__What this task involves__
Find the word "React" in the material below and gather every line that contains it.

Records with interface code:
————————

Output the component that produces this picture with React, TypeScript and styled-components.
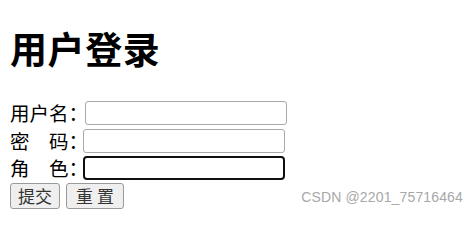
import React from "react";
import styled, { createGlobalStyle } from "styled-components";

const Global = createGlobalStyle`
  html, body { margin: 0; padding: 0; background: #ffffff; }
  body { font-family: "Noto Sans CJK SC", "Noto Sans", sans-serif; color: #000; }
`;

const Page = styled.div`
  position: relative;
  width: 474px;
  height: 241px;
  padding: 0 10px;
  box-sizing: border-box;
  overflow: hidden;
`;

const Title = styled.h1`
  margin: 0;
  padding-top: 26px;
  font-size: 37px;
  line-height: 44px;
  font-weight: 700;
  letter-spacing: 0.6px;
`;

const Form = styled.form`
  margin-top: 31px;
  display: flex;
  flex-direction: column;
  gap: 3.5px;
`;

const Row = styled.div`
  display: flex;
  align-items: center;
  height: 24px;
`;

const Label = styled.label<{ $pad?: number }>`
  font-size: 19.5px;
  line-height: 24px;
  white-space: pre;
  width: ${(p) => 73 + (p.$pad ?? 0)}px;
  flex: none;
`;

const Input = styled.input<{ $focused?: boolean }>`
  box-sizing: border-box;
  width: 202px;
  height: 24px;
  margin: 0;
  padding: 0 4px;
  border: 1px solid #a9a9a9;
  border-radius: 3px;
  background: #fff;
  outline: none;
  font-size: 16px;
  ${(p) =>
    p.$focused &&
    `
    border: 2px solid #101010;
    border-radius: 4px;
  `}
`;

const Buttons = styled.div`
  display: flex;
  gap: 6px;
  margin-top: -1px;
`;

const Button = styled.button<{ $w: number }>`
  box-sizing: border-box;
  width: ${(p) => p.$w}px;
  height: 26px;
  margin: 0;
  padding: 0;
  border: 1px solid #9a9a9a;
  border-radius: 3px;
  background: #efefef;
  color: #333;
  font-family: "Noto Sans CJK SC", sans-serif;
  font-size: 17px;
  line-height: 24px;
  white-space: pre;
`;

const Watermark = styled.div`
  position: absolute;
  right: 11px;
  top: 189px;
  font-family: "Liberation Sans", Arial, sans-serif;
  font-size: 14px;
  color: #a8a8a8;
  letter-spacing: 0.15px;
`;

export default function App() {
  return (
    <>
      <Global />
      <Page>
        <Title>用户登录</Title>
        <Form onSubmit={(e) => e.preventDefault()}>
          <Row>
            <Label $pad={2}>用户名：</Label>
            <Input type="text" />
          </Row>
          <Row>
            <Label>密　码：</Label>
            <Input type="password" />
          </Row>
          <Row>
            <Label>角　色：</Label>
            <Input type="text" $focused />
          </Row>
          <Buttons>
            <Button type="submit" $w={50}>提交</Button>
            <Button type="reset" $w={58}>重 置</Button>
          </Buttons>
        </Form>
        <Watermark>CSDN @2201_75716464</Watermark>
      </Page>
    </>
  );
}
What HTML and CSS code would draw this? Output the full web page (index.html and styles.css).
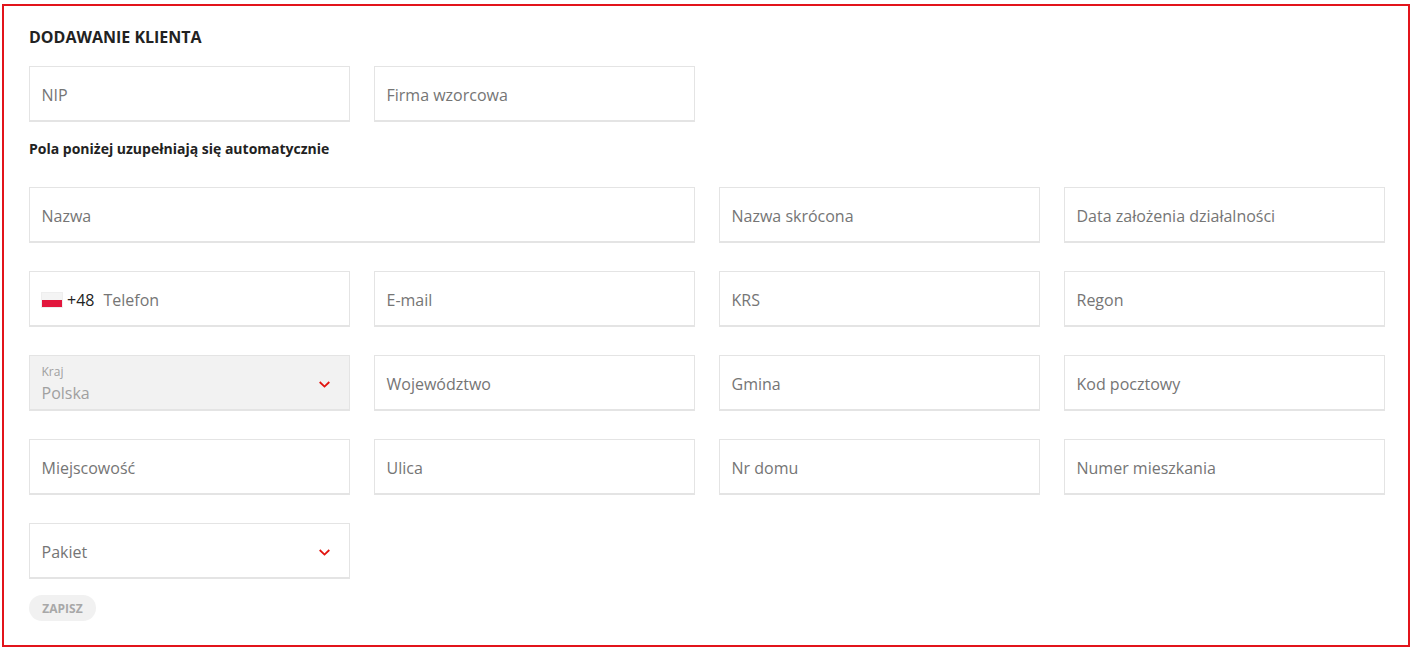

————————

__Final result__
Output the component that produces this picture with React, TypeScript and styled-components.
import React from "react";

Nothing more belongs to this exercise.